Question

Relative to an origin $$O$$, the position vector of the point $$P$$ is $$\vec i-4\vec j$$ and the position vector of the point $$Q$$ is $$3\vec i+7\vec j$$.
Find the unit vector in the direction $$\overrightarrow {PQ}$$.

Answer

**step1** Understanding the given position vectors

We are given the position vector of point P, denoted as $$\vec{OP}$$, which is $$\vec i-4\vec j$$. This means point P has coordinates $$(1, -4)$$.
We are also given the position vector of point Q, denoted as $$\vec{OQ}$$, which is $$3\vec i+7\vec j$$. This means point Q has coordinates $$(3, 7)$$.
Our goal is to find the unit vector in the direction of the vector from P to Q, which is $$\overrightarrow{PQ}$$.

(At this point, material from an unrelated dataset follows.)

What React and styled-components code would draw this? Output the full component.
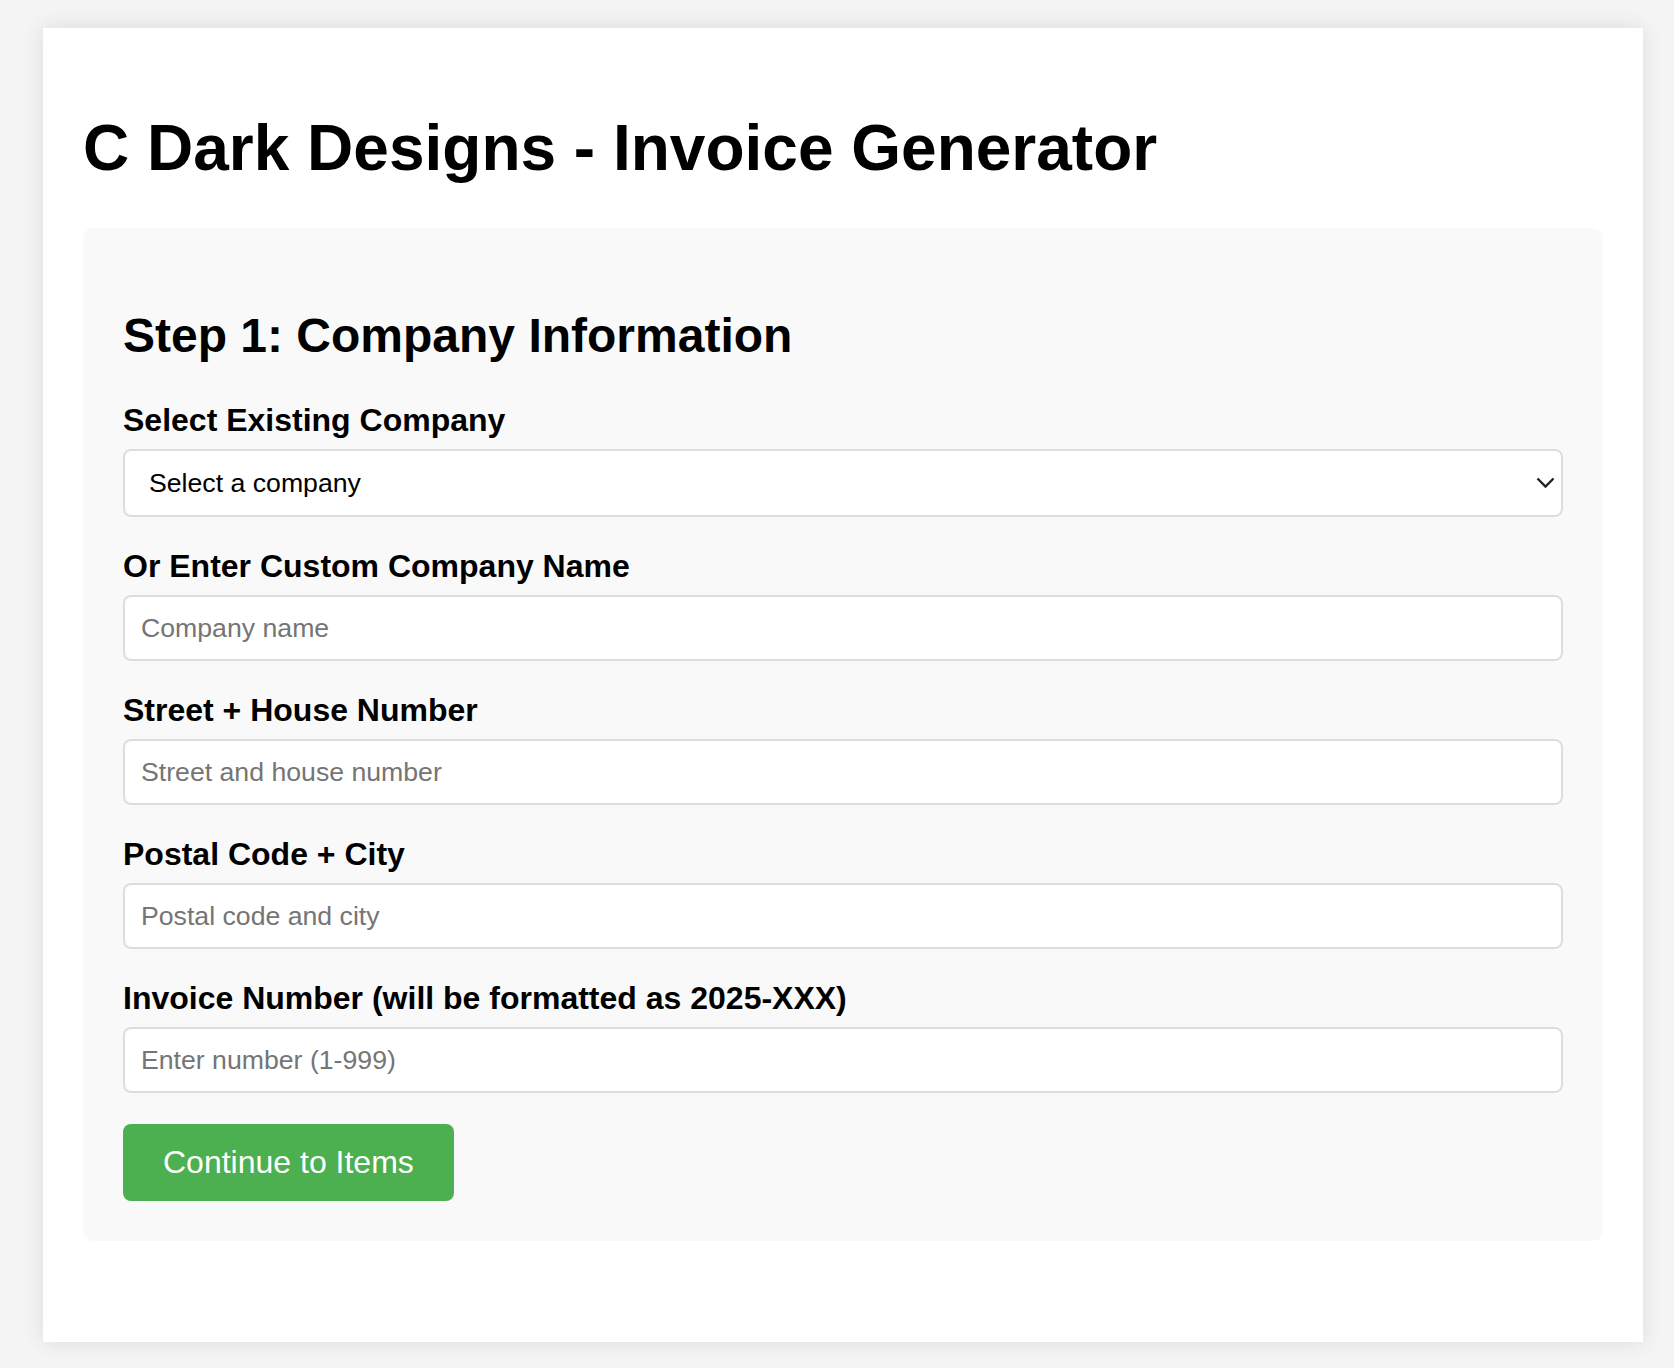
import React from 'react';
import styled, { createGlobalStyle } from 'styled-components';

const GlobalStyle = createGlobalStyle`
  * {
    box-sizing: border-box;
  }

  body {
    margin: 0;
    background: #f4f4f4;
    font-family: "Liberation Sans", Arial, sans-serif;
    color: #000;
  }
`;

const Page = styled('div')`
  padding: 28px 31px 26px 43px;
`;

const Container = styled('div')`
  width: 1600px;
  background: #fff;
  padding: 40px;
  box-shadow: 0 0 20px rgba(0, 0, 0, 0.1);
`;

const Title = styled('h1')`
  font-size: 64px;
  font-weight: bold;
  line-height: normal;
  margin: 43px 0;
`;

const Panel = styled('section')`
  background: #f9f9f9;
  border-radius: 10px;
  padding: 40px;
  margin-bottom: 61px;
`;

const StepTitle = styled('h2')`
  font-size: 48px;
  font-weight: bold;
  line-height: normal;
  margin: 40px 0 39px;
`;

const Group = styled('div')`
  margin-bottom: 31px;
`;

const Label = styled('label')`
  display: block;
  font-size: 32px;
  font-weight: bold;
  line-height: normal;
  margin-bottom: 10px;
`;

const SelectWrap = styled('div')`
  position: relative;
`;

const Select = styled('select')`
  display: block;
  width: 100%;
  height: 68px;
  padding: 0 24px;
  appearance: none;
  background: #fff;
  border: 2px solid #ddd;
  border-radius: 8px;
  font-family: "Liberation Sans", Arial, sans-serif;
  font-size: 26.67px;
  color: #000;
`;

const Chevron = styled('svg')`
  position: absolute;
  right: 8px;
  top: 50%;
  transform: translateY(-50%);
  pointer-events: none;
`;

const Input = styled('input')`
  display: block;
  width: 100%;
  height: 66px;
  padding: 0 16px;
  background: #fff;
  border: 2px solid #ddd;
  border-radius: 8px;
  font-family: "Liberation Sans", Arial, sans-serif;
  font-size: 26.67px;
  color: #000;

  &::placeholder {
    color: #757575;
  }
`;

const Button = styled('button')`
  display: inline-block;
  padding: 20px 40px;
  background: #4caf50;
  color: #fff;
  border: none;
  border-radius: 8px;
  font-family: "Liberation Sans", Arial, sans-serif;
  font-size: 32px;
  line-height: normal;
  cursor: pointer;
`;

const fields = [
  { label: 'Or Enter Custom Company Name', placeholder: 'Company name' },
  { label: 'Street + House Number', placeholder: 'Street and house number' },
  { label: 'Postal Code + City', placeholder: 'Postal code and city' },
  { label: 'Invoice Number (will be formatted as 2025-XXX)', placeholder: 'Enter number (1-999)' },
];

export default function App() {
  return (
    <>
      <GlobalStyle />
      <Page>
        <Container>
          <Title>C Dark Designs - Invoice Generator</Title>
          <Panel>
            <StepTitle>Step 1: Company Information</StepTitle>
            <Group>
              <Label>Select Existing Company</Label>
              <SelectWrap>
                <Select defaultValue="">
                  <option value="">Select a company</option>
                </Select>
                <Chevron width="19" height="12" viewBox="0 0 19 12">
                  <path d="M1.5 1.5 L9.5 9.5 L17.5 1.5" fill="none" stroke="#222" strokeWidth="2.4" />
                </Chevron>
              </SelectWrap>
            </Group>
            {fields.map((f) => (
              <Group key={f.label}>
                <Label>{f.label}</Label>
                <Input type="text" placeholder={f.placeholder} />
              </Group>
            ))}
            <Button>Continue to Items</Button>
          </Panel>
        </Container>
      </Page>
    </>
  );
}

**step2** Finding the vector $$\overrightarrow{PQ}$$

To find the vector $$\overrightarrow{PQ}$$, we subtract the position vector of the starting point (P) from the position vector of the ending point (Q).
$$\overrightarrow{PQ} = \vec{OQ} - \vec{OP}$$
Substitute the given position vectors:
$$\overrightarrow{PQ} = (3\vec i+7\vec j) - (\vec i-4\vec j)$$
Now, we group the components of $$\vec i$$ and $$\vec j$$:
$$\overrightarrow{PQ} = (3 - 1)\vec i + (7 - (-4))\vec j$$
$$\overrightarrow{PQ} = (3 - 1)\vec i + (7 + 4)\vec j$$
$$\overrightarrow{PQ} = 2\vec i + 11\vec j$$
So, the vector $$\overrightarrow{PQ}$$ has components $$(2, 11)$$.

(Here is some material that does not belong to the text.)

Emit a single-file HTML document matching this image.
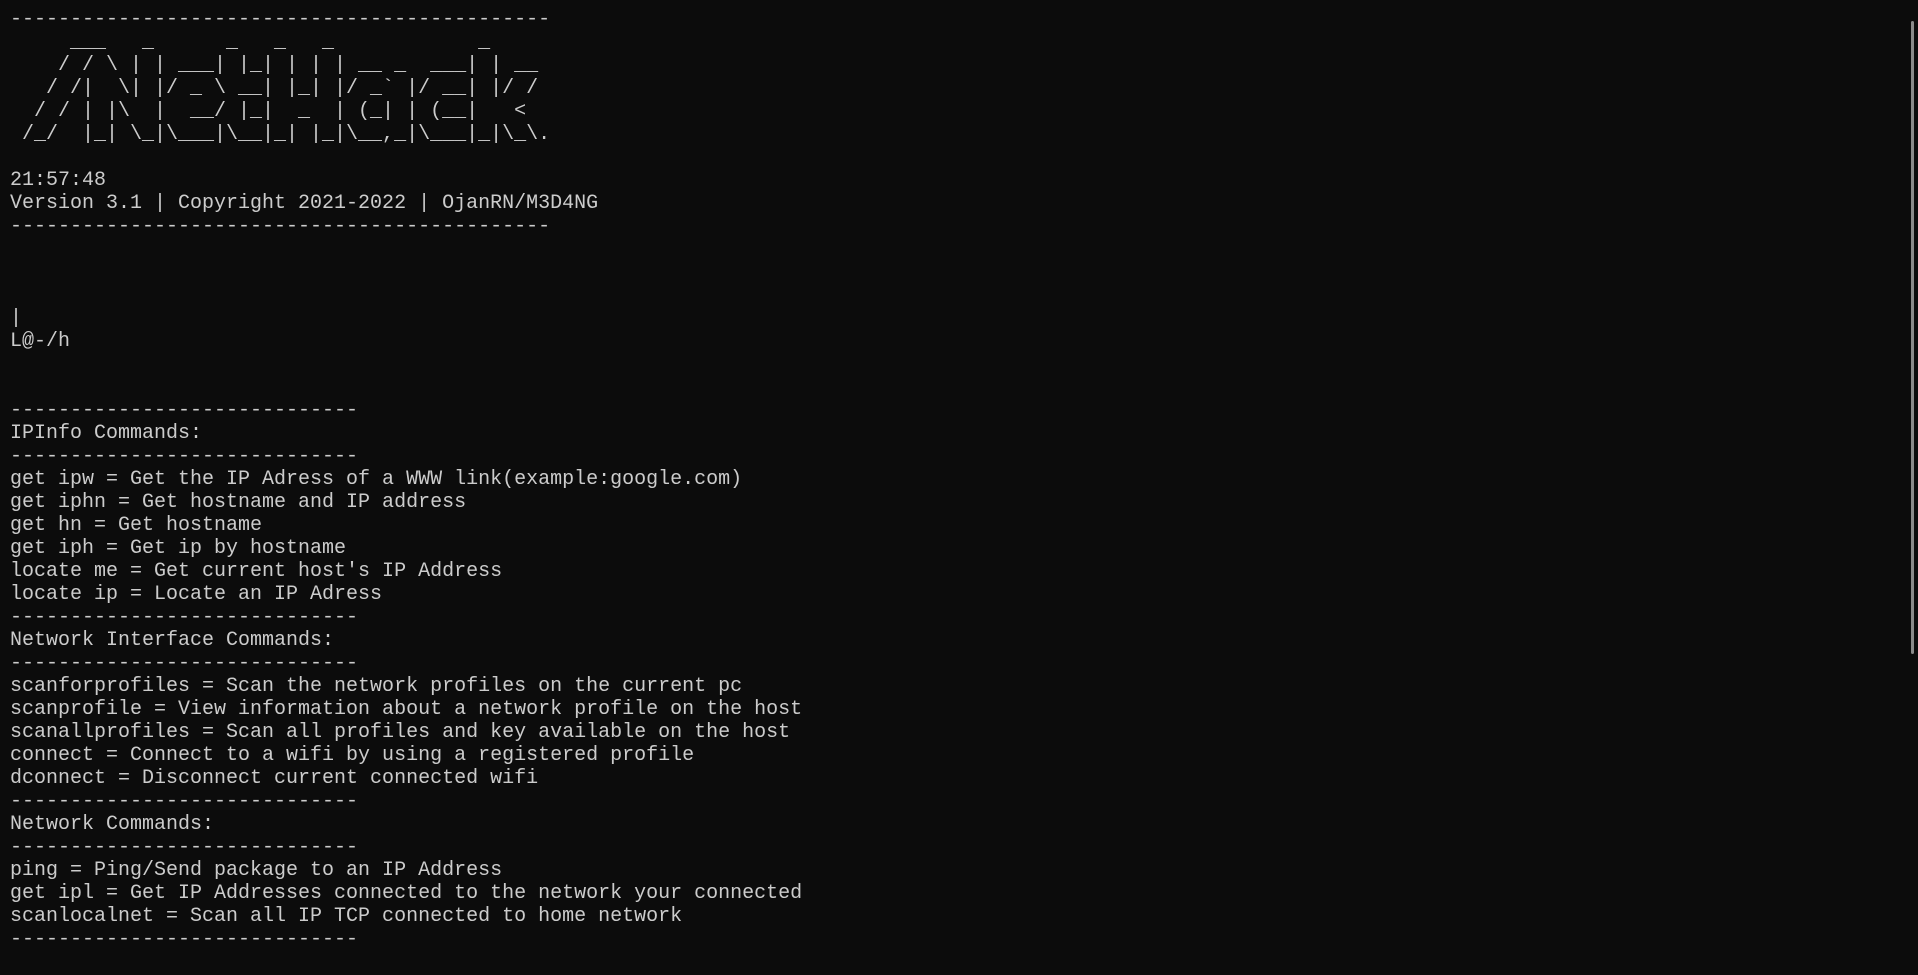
<!DOCTYPE html>
<html><head><meta charset="utf-8"><style>
html,body{margin:0;padding:0;background:#0c0c0c;width:1918px;height:975px;overflow:hidden}
pre{margin:0;position:absolute;left:10px;top:8px;font-family:"Liberation Mono",monospace;font-size:20px;line-height:23px;color:#cccccc;white-space:pre}
.sb{position:absolute;left:1911px;top:21px;width:3px;height:633px;background:#8a8a8a;border-radius:2px}
</style></head><body>
<pre>---------------------------------------------
     ___   _      _   _   _            _
    / / \ | | ___| |_| | | | __ _  ___| | __
   / /|  \| |/ _ \ __| |_| |/ _` |/ __| |/ /
  / / | |\  |  __/ |_|  _  | (_| | (__|   &lt;
 /_/  |_| \_|\___|\__|_| |_|\__,_|\___|_|\_\.

21:57:48
Version 3.1 | Copyright 2021-2022 | OjanRN/M3D4NG
---------------------------------------------



|
L@-/h


-----------------------------
IPInfo Commands:
-----------------------------
get ipw = Get the IP Adress of a WWW link(example:google.com)
get iphn = Get hostname and IP address
get hn = Get hostname
get iph = Get ip by hostname
locate me = Get current host's IP Address
locate ip = Locate an IP Adress
-----------------------------
Network Interface Commands:
-----------------------------
scanforprofiles = Scan the network profiles on the current pc
scanprofile = View information about a network profile on the host
scanallprofiles = Scan all profiles and key available on the host
connect = Connect to a wifi by using a registered profile
dconnect = Disconnect current connected wifi
-----------------------------
Network Commands:
-----------------------------
ping = Ping/Send package to an IP Address
get ipl = Get IP Addresses connected to the network your connected
scanlocalnet = Scan all IP TCP connected to home network
-----------------------------</pre>
<div class="sb"></div>
</body></html>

**step3** Calculating the magnitude of vector $$\overrightarrow{PQ}$$

The magnitude of a vector $$a\vec i + b\vec j$$ is given by the formula $$\sqrt{a^2 + b^2}$$.
For $$\overrightarrow{PQ} = 2\vec i + 11\vec j$$, the components are $$a=2$$ and $$b=11$$.
Magnitude of $$\overrightarrow{PQ}$$, denoted as $$|\overrightarrow{PQ}|$$, is:
$$|\overrightarrow{PQ}| = \sqrt{2^2 + 11^2}$$
$$|\overrightarrow{PQ}| = \sqrt{4 + 121}$$
$$|\overrightarrow{PQ}| = \sqrt{125}$$
We can simplify the square root by finding the largest perfect square factor of 125. Since $$125 = 25 \times 5$$ and $$25 = 5^2$$:
$$|\overrightarrow{PQ}| = \sqrt{25 \times 5}$$
$$|\overrightarrow{PQ}| = \sqrt{25} \times \sqrt{5}$$
$$|\overrightarrow{PQ}| = 5\sqrt{5}$$

**step4** Finding the unit vector in the direction of $$\overrightarrow{PQ}$$

A unit vector in the direction of a given vector is found by dividing the vector by its magnitude.
Unit vector in the direction of $$\overrightarrow{PQ}$$ = $$\frac{\overrightarrow{PQ}}{|\overrightarrow{PQ}|}$$
Substitute the vector $$\overrightarrow{PQ} = 2\vec i + 11\vec j$$ and its magnitude $$|\overrightarrow{PQ}| = 5\sqrt{5}$$:
Unit vector = $$\frac{2\vec i + 11\vec j}{5\sqrt{5}}$$
We can write this as:
Unit vector = $$\frac{2}{5\sqrt{5}}\vec i + \frac{11}{5\sqrt{5}}\vec j$$
To rationalize the denominators, we multiply the numerator and denominator of each term by $$\sqrt{5}$$:
Unit vector = $$\frac{2\sqrt{5}}{5\sqrt{5} \times \sqrt{5}}\vec i + \frac{11\sqrt{5}}{5\sqrt{5} \times \sqrt{5}}\vec j$$
Unit vector = $$\frac{2\sqrt{5}}{5 \times 5}\vec i + \frac{11\sqrt{5}}{5 \times 5}\vec j$$
Unit vector = $$\frac{2\sqrt{5}}{25}\vec i + \frac{11\sqrt{5}}{25}\vec j$$